(Data records)
------------------------------------------------------------

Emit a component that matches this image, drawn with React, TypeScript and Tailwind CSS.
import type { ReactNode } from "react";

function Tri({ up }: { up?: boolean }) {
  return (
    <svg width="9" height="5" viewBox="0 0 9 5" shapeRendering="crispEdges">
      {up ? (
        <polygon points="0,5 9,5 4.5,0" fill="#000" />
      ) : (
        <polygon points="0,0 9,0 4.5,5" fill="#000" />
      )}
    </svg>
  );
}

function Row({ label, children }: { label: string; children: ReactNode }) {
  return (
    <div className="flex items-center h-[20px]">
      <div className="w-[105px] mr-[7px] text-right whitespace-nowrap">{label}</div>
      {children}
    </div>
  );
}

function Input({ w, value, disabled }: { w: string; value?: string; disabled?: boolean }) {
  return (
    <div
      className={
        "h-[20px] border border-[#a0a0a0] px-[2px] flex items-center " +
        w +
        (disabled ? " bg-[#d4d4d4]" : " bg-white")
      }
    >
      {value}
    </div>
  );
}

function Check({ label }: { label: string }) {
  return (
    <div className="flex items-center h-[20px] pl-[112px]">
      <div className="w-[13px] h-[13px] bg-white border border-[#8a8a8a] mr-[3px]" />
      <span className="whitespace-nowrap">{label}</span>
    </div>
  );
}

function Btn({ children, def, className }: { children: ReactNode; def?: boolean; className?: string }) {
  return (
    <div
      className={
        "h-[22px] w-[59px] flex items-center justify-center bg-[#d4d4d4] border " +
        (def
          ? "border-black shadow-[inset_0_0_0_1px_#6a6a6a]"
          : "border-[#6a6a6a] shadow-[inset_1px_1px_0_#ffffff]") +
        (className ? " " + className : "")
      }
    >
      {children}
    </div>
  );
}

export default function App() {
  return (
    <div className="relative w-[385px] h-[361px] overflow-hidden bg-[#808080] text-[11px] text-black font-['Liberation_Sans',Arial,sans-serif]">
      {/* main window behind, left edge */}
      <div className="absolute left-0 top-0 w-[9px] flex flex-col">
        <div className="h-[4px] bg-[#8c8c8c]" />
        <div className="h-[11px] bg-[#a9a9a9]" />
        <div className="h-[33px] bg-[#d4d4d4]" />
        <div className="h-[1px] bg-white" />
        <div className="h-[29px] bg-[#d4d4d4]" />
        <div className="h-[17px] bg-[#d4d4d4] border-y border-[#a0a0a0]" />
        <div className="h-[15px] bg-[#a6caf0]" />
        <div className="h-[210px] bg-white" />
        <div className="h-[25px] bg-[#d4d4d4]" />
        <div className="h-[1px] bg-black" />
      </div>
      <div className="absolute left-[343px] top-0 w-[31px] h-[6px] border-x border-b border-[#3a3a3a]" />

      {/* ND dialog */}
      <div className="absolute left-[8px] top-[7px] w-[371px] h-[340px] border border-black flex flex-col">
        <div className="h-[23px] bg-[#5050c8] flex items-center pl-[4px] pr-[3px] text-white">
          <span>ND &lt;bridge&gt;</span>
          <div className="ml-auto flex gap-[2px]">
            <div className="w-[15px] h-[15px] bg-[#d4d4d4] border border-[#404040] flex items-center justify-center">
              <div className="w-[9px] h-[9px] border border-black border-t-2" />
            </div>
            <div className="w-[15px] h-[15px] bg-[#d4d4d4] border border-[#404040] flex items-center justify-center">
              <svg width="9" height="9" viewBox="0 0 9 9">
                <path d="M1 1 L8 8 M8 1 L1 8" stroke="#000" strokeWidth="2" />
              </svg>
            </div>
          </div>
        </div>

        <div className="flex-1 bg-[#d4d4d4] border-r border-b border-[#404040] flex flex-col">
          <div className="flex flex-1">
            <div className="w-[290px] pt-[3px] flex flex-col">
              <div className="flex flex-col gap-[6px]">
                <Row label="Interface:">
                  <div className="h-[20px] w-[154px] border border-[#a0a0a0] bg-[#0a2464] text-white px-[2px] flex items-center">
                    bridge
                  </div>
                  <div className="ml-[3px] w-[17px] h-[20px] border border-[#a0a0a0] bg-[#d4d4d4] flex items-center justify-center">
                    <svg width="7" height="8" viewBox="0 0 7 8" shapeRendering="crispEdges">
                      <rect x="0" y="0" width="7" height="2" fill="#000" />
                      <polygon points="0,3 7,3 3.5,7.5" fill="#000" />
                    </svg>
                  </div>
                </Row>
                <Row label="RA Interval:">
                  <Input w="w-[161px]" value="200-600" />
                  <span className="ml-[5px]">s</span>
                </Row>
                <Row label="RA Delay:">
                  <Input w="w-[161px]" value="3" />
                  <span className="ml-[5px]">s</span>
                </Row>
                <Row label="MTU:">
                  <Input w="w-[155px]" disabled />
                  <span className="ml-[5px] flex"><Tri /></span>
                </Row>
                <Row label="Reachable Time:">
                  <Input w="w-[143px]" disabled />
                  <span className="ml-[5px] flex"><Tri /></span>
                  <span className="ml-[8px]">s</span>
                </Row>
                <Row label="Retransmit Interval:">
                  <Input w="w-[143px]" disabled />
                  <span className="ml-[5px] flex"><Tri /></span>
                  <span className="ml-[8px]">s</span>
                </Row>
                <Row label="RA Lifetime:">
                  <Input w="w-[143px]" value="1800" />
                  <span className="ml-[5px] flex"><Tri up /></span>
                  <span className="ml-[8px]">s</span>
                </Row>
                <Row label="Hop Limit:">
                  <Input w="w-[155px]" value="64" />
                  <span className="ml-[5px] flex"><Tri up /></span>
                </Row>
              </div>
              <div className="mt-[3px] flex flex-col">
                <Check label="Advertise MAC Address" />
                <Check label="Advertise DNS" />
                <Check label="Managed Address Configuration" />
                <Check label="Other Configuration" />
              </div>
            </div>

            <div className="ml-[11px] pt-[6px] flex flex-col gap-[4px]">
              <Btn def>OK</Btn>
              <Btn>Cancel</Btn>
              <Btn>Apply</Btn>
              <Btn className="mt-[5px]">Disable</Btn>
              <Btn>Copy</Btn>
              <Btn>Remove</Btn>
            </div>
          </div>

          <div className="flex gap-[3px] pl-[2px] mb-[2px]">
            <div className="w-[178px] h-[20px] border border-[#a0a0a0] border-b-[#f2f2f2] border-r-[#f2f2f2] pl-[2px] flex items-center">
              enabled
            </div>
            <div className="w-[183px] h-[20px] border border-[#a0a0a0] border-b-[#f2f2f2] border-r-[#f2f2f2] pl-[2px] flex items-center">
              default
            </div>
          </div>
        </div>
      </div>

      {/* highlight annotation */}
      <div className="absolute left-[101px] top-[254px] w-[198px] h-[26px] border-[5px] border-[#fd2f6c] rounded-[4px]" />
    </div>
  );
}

------------------------------------------------------------

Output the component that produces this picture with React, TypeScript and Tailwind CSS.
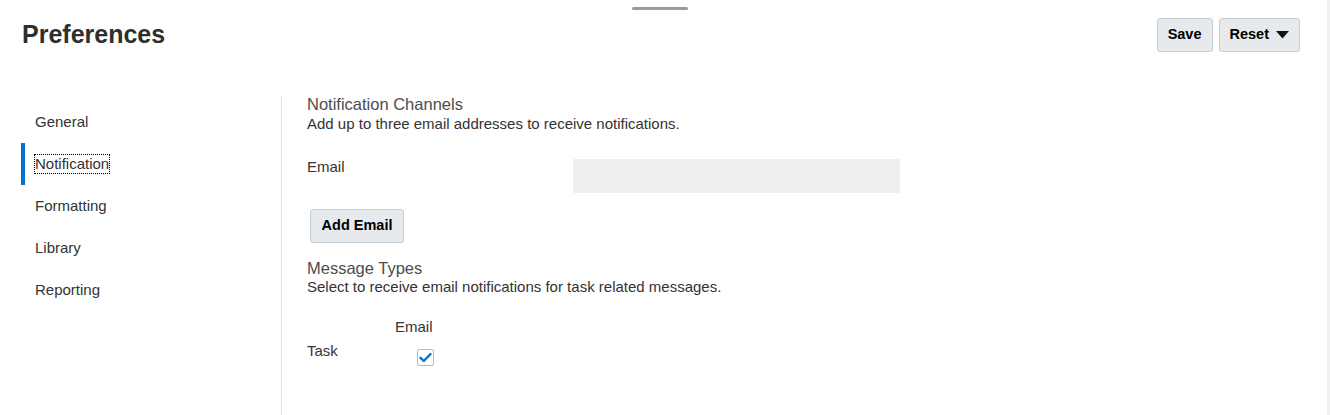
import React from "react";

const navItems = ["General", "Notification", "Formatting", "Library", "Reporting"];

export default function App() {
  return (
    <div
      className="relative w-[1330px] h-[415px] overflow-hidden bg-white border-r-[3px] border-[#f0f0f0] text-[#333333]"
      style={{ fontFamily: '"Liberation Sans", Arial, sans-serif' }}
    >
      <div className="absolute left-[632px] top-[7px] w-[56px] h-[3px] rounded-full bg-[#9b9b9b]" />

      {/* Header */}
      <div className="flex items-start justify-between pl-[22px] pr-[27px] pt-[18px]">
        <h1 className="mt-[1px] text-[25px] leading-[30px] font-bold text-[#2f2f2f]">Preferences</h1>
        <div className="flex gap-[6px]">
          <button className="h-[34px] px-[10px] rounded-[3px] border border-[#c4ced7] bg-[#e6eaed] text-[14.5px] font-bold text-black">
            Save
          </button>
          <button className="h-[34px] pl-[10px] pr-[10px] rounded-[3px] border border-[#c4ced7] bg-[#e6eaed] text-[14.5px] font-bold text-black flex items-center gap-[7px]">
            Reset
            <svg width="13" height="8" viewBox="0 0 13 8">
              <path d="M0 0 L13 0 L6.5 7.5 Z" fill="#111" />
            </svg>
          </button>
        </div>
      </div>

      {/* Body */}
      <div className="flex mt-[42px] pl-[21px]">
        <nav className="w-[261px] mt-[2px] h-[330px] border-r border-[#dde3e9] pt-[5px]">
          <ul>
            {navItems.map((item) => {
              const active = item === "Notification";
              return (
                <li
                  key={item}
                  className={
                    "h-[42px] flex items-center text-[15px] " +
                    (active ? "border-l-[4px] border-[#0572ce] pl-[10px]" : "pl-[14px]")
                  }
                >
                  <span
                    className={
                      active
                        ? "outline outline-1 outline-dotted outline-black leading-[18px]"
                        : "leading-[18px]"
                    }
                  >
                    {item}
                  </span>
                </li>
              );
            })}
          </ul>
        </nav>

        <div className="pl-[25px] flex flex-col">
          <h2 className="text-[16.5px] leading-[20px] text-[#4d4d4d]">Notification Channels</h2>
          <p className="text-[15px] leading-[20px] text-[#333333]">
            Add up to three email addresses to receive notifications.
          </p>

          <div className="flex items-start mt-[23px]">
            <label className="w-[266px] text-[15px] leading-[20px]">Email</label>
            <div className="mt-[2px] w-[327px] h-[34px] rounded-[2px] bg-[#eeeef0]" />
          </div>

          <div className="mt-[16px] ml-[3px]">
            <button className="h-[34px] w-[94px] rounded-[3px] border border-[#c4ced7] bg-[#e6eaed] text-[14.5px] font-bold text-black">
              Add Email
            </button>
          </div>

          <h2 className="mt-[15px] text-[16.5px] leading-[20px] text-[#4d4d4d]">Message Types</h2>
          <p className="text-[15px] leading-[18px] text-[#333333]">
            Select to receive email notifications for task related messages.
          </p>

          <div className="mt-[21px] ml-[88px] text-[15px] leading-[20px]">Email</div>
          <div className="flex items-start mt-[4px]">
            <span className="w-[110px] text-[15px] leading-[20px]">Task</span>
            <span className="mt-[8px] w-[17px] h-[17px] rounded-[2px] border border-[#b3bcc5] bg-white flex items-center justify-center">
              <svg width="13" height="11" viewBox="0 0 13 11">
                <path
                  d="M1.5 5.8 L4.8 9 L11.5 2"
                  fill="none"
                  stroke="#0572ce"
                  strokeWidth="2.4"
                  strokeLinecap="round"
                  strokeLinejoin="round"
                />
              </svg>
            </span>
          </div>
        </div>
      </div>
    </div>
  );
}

------------------------------------------------------------

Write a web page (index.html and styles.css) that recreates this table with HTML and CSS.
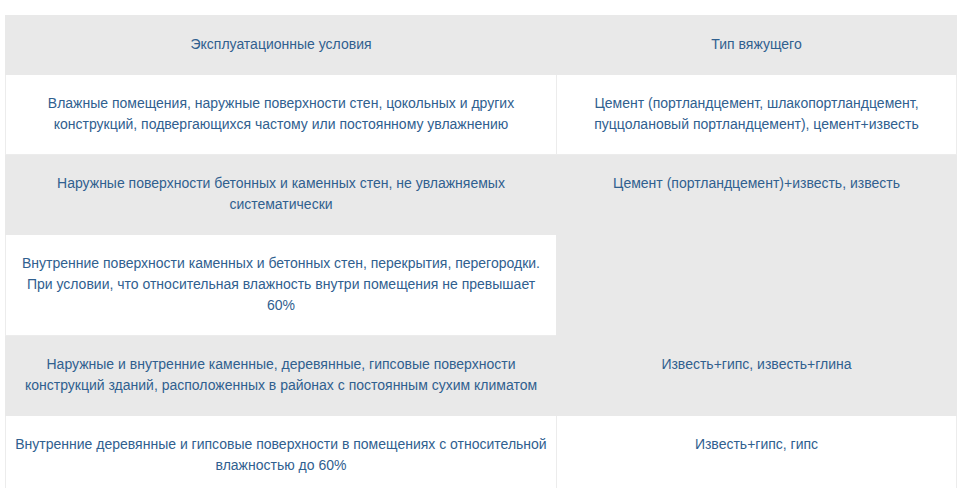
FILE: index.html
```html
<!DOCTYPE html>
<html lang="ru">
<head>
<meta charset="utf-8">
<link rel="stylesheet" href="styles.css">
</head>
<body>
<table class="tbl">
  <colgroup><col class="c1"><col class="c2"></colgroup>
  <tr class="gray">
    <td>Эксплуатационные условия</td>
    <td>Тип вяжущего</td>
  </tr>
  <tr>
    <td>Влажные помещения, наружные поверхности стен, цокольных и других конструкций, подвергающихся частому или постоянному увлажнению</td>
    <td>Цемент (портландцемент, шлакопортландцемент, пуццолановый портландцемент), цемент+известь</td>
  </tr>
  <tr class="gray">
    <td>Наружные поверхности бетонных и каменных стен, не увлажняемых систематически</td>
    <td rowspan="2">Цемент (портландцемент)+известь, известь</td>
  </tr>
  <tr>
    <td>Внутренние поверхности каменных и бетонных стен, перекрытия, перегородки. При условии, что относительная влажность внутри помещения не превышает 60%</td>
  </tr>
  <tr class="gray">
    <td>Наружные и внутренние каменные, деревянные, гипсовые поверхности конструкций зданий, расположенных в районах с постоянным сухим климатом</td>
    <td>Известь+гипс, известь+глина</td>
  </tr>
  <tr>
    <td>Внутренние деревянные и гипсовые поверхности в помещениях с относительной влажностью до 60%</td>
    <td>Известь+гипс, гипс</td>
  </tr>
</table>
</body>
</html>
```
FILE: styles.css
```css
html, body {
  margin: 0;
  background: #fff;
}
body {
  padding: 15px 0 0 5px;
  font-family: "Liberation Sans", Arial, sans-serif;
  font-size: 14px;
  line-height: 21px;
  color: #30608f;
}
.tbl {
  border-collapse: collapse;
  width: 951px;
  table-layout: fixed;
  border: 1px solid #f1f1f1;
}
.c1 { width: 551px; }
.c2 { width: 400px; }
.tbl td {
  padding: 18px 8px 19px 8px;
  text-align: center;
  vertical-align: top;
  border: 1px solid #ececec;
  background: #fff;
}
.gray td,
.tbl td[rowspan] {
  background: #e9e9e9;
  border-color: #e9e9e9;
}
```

------------------------------------------------------------

### Exercise details
Spot every line that holds "table" and copy it.

### Exercise answer
Write a web page (index.html and styles.css) that recreates this table with HTML and CSS.
<table class="tbl">
</table>
  table-layout: fixed;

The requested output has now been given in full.